Looking at a new horizon - Dealing with change
Happy Friday, everyone! How are you doing? Did you start your weekend right? I am writing to you from my wooden table under the rooftop table of my room in Germany where I have a wonderful view of the trees while the sun is setting and the birds are singing - I have to admit, this is a magical place and working makes so much more fun with a view like that!
I arrived in Germany safe and sound yesterday evening. The travel by plane and train has been exhausting with all my baggage but I made it and have been relieved when I sat in my mum's car after six hours from Helsinki over Copenhagen to Germany. My feelings have been a wild mixture of grief, happiness, tiredness and many other emotions I couldn't really process. I went to sleep in my cold bed feeling like a stranger at my once so-called home, but I slept tight.
This morning I woke up to the sound of the birds and a sunny sky, and when I opened my window and let the fresh summer air inside, I felt more motivated than I expected. I turned on some music, prepared myself a fruit bowl and started to rearrange my furniture, sorting and getting rid of stuff and clean my life. 12 hours later I am now sitting at my desk, feeling really cosy and happy in my little hole - and more like a resident than a stranger. Getting rid of old things and recreating your own space makes it easier to start anew.

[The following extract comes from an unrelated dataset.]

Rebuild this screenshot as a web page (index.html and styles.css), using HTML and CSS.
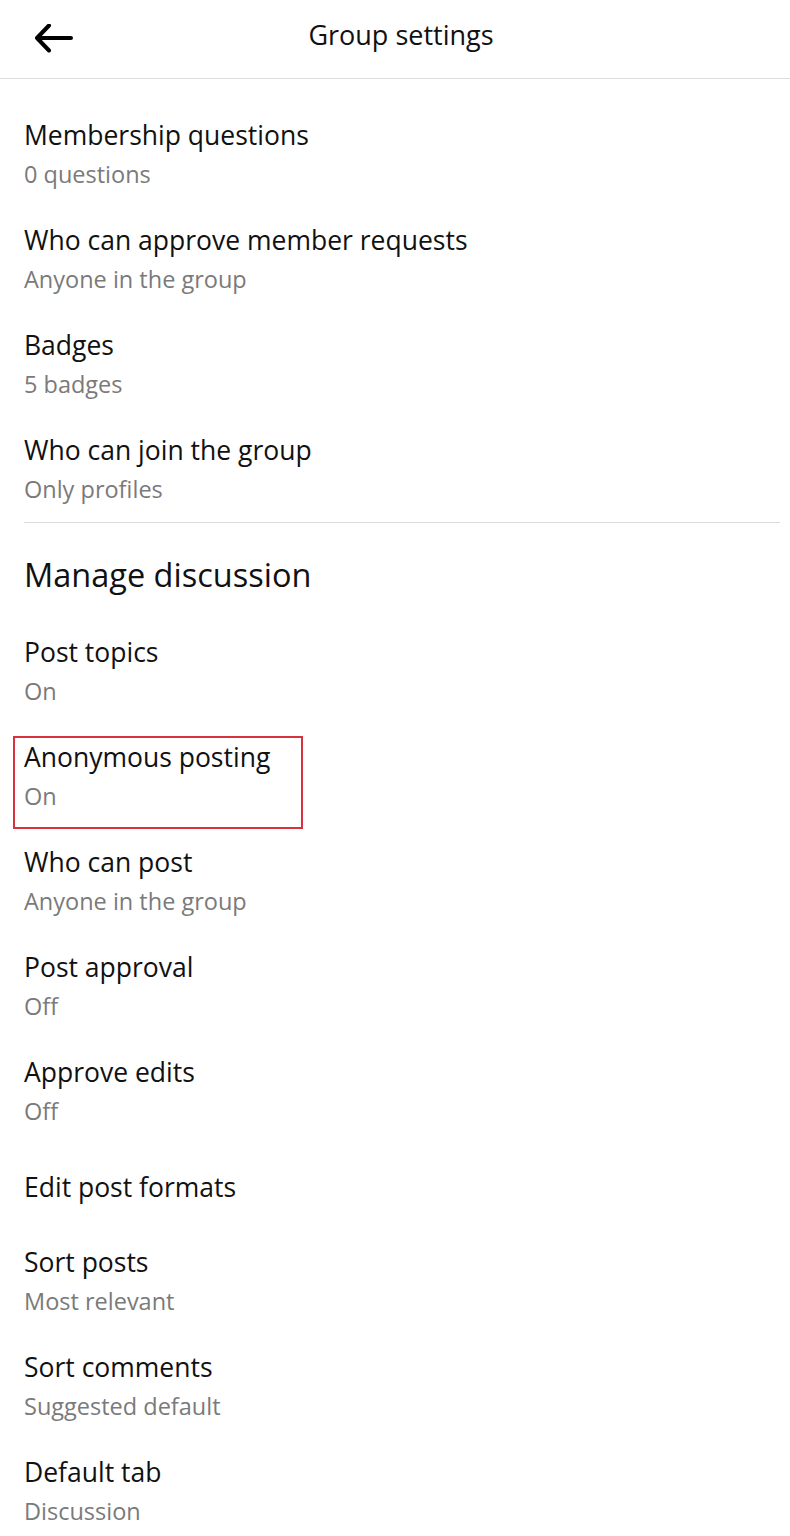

Last night I was trying to find words to describe the feeling inside me which I had since I arrived. Then I realised what would describe it best: It feels like an old childhood memory or an old familiar dream you had over and over again in the past. Everything seems so familiar, the smell in the air, the sounds and faces. It feels surreal, and still - it is reality. I feel like I will wake up any moment and be back where I came from, but I won't. I guess sometimes the brain needs some time to adjust to a new situation and to process experiences and impressions, and I just have to be patient until things will feel less spaced out.
I had plenty of time to prepare myself mentally for my return, and so I did. I did prepare for this feeling of being lost and I am fighting with all of my heart against the dark pull which wants to take me into that deep sad hole. I know being sad and crying won't change my situation, and I already grieved and cried enough. Instead, I already prepared a plan in Finland for my time back in Germany. Work prevents unnecessary overthinking, keeping me busy helps me to focus on the future and the positive things in the present moment. And let's be honest - I have been living in the past for so long, and it never brought me where I wanted to be! So for once, I try to take the advice to look back to memories with a smile and then move on. Of course, there will be moments when I cry and when I desperately want to go back, yes - especially nights make me feel lonely, and that's okay. As long as I keep looking at the new horizon! Before I left Finland a dear person said to me "See it as a trip, and the next one is already on the horizon!" - I recall those word over and over again when I feel like breaking. He has been right, these things are just temporary, change comes every once in a while. But it means that we get one step closer to our goal, one step closer to where we want to be! This is just a temporary stop before we move on.
So although I still have this rock sitting on my chest making it hard to breathe, I keep walking. I adjust to the new situation, and keep looking at the horizon, because one day the sun will be setting over the place I want to be, and I will see it - and then I am almost there!